For this reason, melded with the intentions to keep citizens from being influenced by outside sources from beyond the North Korean border, the Kim dynasty initially kept cell phones and smart phones away from the hands of its people. Anyone who formerly has been provided with one had only access to offline content and apps that were added by the North Korean government, thereby not truly allowing a connection with the rest of the world and global markets.
As the Daily Mail UK reported back when Kim Jong-il was still the nation’s leader, “The brutal communist regime, which is technically at war with South Korea, warned its 24 million population that any contact with the nation south of its borders is a crime punishable by life in prison or death.”
However, over the recent years, more allowances have been made in regards to cell phone and Internet access. Initially, cell phones were banned completely until North Korea succeeded in creating its own network in 2008. The greatest usage increase came between the years of 2012 and 2013, when numbers of North Koreans using cell phones and smart phones “doubled to two million from one million, and it now may exceed 2.5 million.”

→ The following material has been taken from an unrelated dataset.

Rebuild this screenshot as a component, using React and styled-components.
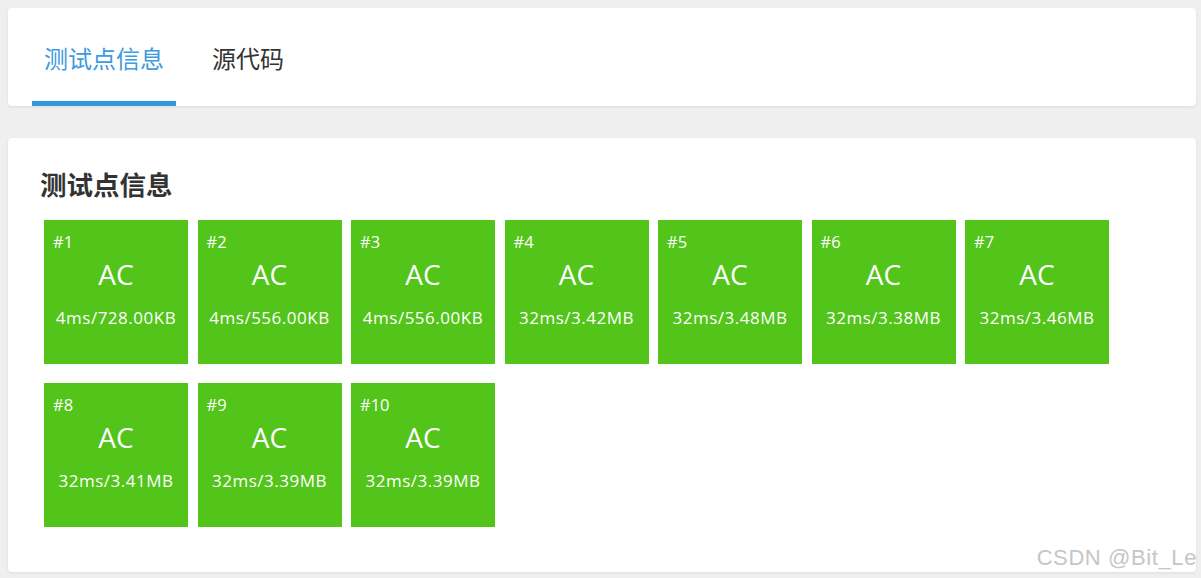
import React from "react";
import styled, { createGlobalStyle } from "styled-components";

const Global = createGlobalStyle`
  html, body { margin: 0; padding: 0; }
  body {
    background: #efefef;
    font-family: "Open Sans", "Noto Sans CJK SC", sans-serif;
    width: 1201px;
    height: 578px;
    overflow: hidden;
  }
`;

const Page = styled.div`
  position: relative;
  padding: 8px 5px 0 8px;
  display: flex;
  flex-direction: column;
  gap: 32px;
  height: 578px;
  box-sizing: border-box;
`;

const Card = styled.div`
  background: #fff;
  border-radius: 4px;
  box-shadow: 0 1px 3px rgba(0, 0, 0, 0.08);
`;

const TabBar = styled(Card)`
  height: 98px;
  display: flex;
  padding-left: 24px;
  gap: 24px;
  box-sizing: border-box;
`;

const Tab = styled.div`
  height: 98px;
  box-sizing: border-box;
  padding: 5px 12px 0;
  display: flex;
  align-items: center;
  font-size: 24px;
  color: ${(p) => (p.$active ? "#3d9be0" : "#333")};
  border-bottom: 5px solid ${(p) => (p.$active ? "#3498db" : "transparent")};
`;

const Panel = styled(Card)`
  height: 434px;
  box-sizing: border-box;
  padding: 32px 32px;
`;

const Title = styled.h2`
  margin: 0;
  font-size: 26.5px;
  line-height: 31px;
  font-weight: 700;
  color: #333;
`;

const Grid = styled.div`
  margin-top: 19px;
  padding-left: 4px;
  display: grid;
  grid-template-columns: repeat(7, 144px);
  column-gap: 9.5px;
  row-gap: 19px;
`;

const CaseBox = styled.div`
  width: 144px;
  height: 144px;
  box-sizing: border-box;
  background: #52c41a;
  color: #fff;
  padding: 11px 9px;
  display: flex;
  flex-direction: column;
`;

const Index = styled.div`
  font-size: 16.5px;
  line-height: 22px;
`;

const Verdict = styled.div`
  margin-top: 3px;
  font-size: 28px;
  line-height: 36px;
  text-align: center;
`;

const Stats = styled.div`
  margin-top: 14px;
  font-size: 17px;
  line-height: 24px;
  letter-spacing: 0.5px;
  text-align: center;
  white-space: nowrap;
  margin-left: -8px;
  margin-right: -8px;
`;

const Watermark = styled.div`
  position: absolute;
  right: 4px;
  bottom: 7px;
  font-family: "Liberation Sans", Arial, sans-serif;
  font-size: 22px;
  color: #c6c6c6;
  text-shadow: 0 1px 1px rgba(255, 255, 255, 0.8);
  letter-spacing: 0.6px;
`;

const cases = [
  "4ms/728.00KB",
  "4ms/556.00KB",
  "4ms/556.00KB",
  "32ms/3.42MB",
  "32ms/3.48MB",
  "32ms/3.38MB",
  "32ms/3.46MB",
  "32ms/3.41MB",
  "32ms/3.39MB",
  "32ms/3.39MB",
];

export default function App() {
  return (
    <>
      <Global />
      <Page>
        <TabBar>
          <Tab $active>测试点信息</Tab>
          <Tab>源代码</Tab>
        </TabBar>
        <Panel>
          <Title>测试点信息</Title>
          <Grid>
            {cases.map((s, i) => (
              <CaseBox key={i}>
                <Index>#{i + 1}</Index>
                <Verdict>AC</Verdict>
                <Stats>{s}</Stats>
              </CaseBox>
            ))}
          </Grid>
        </Panel>
        <Watermark>CSDN @Bit_Le</Watermark>
      </Page>
    </>
  );
}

As Mims indicates after hearing directly from Colin Behr, head of business development at ad-technology startup Vungle, who recently visited North Korea as part of an exchange set up by Chosun, North Korea is giving more people access to the Internet. “That apparently is happening, though in a controlled fashion, at ‘Internet palaces,’ where access is closely monitored.”

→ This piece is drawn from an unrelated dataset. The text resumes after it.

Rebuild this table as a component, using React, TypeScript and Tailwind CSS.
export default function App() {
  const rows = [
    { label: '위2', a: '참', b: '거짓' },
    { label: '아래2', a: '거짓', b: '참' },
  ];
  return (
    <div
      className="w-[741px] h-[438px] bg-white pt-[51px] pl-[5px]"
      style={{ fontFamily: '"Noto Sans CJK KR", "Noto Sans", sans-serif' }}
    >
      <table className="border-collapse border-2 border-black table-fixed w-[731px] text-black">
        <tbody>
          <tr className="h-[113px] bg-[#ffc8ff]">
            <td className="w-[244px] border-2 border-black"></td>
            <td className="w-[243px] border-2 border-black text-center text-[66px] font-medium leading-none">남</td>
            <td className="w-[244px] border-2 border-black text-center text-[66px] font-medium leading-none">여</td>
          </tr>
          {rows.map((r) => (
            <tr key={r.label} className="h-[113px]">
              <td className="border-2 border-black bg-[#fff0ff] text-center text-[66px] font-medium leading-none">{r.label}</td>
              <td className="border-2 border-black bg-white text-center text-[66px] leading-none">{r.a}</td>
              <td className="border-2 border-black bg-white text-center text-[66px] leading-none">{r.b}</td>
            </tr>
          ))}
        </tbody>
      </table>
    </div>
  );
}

Mims relays the difficulties Behr discovered that North Korean IT programmers and manufacturers face in succeeding alongside their international competitors.”The problem is that, lacking access to the Internet, many of the entrepreneurs Behr encountered didn’t understand how to reach consumers — or even what a marketplace is.”

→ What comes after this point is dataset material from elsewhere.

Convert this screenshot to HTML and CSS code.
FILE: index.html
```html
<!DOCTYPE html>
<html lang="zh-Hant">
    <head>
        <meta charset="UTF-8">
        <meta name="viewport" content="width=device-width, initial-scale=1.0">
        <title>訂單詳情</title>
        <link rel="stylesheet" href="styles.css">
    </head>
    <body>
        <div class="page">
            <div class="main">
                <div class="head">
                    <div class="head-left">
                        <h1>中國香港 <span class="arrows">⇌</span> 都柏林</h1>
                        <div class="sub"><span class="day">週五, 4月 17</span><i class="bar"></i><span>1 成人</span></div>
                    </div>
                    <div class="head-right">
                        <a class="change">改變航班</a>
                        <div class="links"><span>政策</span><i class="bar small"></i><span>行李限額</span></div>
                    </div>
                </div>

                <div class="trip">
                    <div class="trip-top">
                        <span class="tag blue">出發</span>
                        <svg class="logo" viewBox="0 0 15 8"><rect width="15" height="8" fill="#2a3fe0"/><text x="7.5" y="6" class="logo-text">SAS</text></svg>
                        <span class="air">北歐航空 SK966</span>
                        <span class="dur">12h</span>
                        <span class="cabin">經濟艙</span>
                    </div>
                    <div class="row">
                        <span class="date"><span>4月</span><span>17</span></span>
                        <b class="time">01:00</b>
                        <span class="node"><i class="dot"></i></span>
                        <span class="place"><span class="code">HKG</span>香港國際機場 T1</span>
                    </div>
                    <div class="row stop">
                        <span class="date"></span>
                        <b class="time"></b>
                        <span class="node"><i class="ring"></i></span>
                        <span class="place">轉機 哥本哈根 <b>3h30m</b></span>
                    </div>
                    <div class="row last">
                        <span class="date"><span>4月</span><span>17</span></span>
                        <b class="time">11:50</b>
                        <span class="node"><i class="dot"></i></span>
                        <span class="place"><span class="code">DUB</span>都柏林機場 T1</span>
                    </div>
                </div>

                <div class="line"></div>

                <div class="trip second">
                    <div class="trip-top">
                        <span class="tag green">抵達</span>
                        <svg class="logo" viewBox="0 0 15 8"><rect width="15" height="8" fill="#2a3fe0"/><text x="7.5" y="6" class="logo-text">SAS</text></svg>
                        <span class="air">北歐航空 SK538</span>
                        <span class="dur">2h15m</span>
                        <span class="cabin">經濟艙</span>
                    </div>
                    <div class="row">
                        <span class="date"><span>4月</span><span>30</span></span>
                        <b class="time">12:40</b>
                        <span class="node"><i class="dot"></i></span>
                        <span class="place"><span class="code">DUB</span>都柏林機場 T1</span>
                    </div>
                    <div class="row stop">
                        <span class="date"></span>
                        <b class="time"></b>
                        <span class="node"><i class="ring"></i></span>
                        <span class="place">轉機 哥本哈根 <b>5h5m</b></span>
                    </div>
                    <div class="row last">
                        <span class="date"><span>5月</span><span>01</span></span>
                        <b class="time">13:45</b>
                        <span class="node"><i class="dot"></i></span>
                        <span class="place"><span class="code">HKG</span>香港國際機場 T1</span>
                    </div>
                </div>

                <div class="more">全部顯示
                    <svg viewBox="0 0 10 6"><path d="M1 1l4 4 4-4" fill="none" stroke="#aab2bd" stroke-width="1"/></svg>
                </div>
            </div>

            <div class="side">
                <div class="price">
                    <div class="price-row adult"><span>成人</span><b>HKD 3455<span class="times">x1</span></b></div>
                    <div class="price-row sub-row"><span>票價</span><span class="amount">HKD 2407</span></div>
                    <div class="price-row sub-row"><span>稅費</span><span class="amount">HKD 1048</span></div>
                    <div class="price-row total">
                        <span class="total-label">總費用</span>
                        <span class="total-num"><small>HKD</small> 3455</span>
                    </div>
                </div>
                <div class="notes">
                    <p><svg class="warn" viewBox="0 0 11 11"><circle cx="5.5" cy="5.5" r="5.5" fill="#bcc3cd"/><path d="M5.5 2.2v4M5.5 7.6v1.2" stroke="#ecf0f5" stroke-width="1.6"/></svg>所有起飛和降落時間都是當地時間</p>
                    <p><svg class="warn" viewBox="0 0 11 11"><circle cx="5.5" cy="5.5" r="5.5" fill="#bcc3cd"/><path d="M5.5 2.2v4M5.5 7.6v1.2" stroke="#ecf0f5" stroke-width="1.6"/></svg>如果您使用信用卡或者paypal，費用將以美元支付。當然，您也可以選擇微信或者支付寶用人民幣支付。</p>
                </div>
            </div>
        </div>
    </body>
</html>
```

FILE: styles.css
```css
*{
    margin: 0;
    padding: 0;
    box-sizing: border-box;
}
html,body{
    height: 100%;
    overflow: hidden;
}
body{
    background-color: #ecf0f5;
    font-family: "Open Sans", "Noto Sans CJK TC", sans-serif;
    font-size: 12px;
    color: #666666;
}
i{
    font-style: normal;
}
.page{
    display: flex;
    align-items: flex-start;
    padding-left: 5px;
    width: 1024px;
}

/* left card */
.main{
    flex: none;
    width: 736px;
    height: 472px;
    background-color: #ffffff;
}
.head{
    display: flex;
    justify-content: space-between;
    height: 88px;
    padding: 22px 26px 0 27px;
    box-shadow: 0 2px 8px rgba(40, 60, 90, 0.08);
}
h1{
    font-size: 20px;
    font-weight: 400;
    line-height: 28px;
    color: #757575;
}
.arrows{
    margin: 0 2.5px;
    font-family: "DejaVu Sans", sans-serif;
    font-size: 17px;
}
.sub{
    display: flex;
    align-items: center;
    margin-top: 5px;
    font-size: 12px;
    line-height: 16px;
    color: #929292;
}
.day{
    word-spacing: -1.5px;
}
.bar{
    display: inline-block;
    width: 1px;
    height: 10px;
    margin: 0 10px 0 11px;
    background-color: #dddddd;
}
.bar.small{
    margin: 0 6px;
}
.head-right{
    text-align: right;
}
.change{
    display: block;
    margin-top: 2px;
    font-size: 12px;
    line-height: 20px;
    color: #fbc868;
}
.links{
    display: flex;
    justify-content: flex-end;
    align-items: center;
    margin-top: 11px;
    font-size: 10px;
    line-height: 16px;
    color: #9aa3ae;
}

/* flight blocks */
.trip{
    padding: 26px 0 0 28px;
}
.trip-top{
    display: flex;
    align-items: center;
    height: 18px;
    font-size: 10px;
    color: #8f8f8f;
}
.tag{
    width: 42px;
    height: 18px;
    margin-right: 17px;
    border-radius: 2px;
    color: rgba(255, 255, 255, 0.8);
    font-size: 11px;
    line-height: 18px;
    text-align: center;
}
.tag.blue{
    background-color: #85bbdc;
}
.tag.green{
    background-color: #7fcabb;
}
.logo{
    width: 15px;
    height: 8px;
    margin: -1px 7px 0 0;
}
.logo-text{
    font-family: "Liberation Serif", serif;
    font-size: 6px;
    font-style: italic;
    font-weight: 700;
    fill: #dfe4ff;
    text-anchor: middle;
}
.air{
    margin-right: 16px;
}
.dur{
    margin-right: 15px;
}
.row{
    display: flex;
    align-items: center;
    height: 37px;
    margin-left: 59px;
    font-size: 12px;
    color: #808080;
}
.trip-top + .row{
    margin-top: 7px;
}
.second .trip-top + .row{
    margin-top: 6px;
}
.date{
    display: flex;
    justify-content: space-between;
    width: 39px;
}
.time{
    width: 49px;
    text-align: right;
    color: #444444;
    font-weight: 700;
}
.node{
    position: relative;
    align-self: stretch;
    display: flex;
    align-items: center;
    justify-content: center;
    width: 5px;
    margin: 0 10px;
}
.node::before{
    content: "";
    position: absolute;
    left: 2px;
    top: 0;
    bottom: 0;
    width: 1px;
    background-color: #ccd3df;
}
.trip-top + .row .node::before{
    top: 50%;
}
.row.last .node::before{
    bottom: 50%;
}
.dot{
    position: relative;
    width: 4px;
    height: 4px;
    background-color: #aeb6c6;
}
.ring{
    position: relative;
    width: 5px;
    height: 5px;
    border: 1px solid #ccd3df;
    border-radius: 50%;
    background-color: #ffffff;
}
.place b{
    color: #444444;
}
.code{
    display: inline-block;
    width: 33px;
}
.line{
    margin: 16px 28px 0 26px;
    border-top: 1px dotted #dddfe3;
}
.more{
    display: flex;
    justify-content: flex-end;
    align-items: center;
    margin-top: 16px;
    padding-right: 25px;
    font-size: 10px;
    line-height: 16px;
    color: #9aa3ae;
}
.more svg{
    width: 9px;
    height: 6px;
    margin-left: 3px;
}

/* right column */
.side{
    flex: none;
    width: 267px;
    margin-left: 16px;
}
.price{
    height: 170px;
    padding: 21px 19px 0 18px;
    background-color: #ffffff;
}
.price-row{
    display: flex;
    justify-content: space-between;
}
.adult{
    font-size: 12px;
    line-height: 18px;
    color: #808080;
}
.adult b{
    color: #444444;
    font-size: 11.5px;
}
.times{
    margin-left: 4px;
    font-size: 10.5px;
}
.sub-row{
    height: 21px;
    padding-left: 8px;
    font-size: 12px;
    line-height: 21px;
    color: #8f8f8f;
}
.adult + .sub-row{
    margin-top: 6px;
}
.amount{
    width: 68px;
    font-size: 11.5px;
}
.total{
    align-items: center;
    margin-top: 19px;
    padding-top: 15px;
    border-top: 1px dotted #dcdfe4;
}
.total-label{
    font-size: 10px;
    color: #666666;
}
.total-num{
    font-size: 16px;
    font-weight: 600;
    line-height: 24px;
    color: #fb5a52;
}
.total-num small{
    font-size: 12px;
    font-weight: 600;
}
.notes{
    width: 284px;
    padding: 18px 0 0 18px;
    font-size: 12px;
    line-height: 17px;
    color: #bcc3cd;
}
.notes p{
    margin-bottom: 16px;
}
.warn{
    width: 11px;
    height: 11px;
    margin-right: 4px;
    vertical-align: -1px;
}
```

Behr, over the time he was within North Korea, came to realize that the nation is at a difficult point in regards to manufacturing and lacks the capital necessary to extract its natural resources in order to make them available for profit. Behr, however, communicated with many IT programmers within North Korea and aided in opening their eyes to how useful a global community is to improving and outsourcing labor to foreign companies. Behr therein made the IT industry aware of the fact that by limiting their contact with the global market, they are only getting a tiny portion of an expansive pie which they could have access to.
The country already has a tradition of engineering, with an active research university devoted to coding and software. And it is rumored to have a college of cyber warfare. Leveraging this expertise to create a tech industry would require North Korea to give more people access to the Internet.
Although Kim Jong-un continues to rule North Korea with an iron fist, much as his predecessors did, Mims notes an interesting point, stating that “though North Korea remains oppressive and its politics are opaque even to its own citizens, something must be happening at the highest levels, because nothing there changes without the government allowing it.” The increased number of smart phone users over such a short period of time and the availability of the Internet (though controlled) to its citizens, indicates improvements for the better are being made, no matter how minuscule.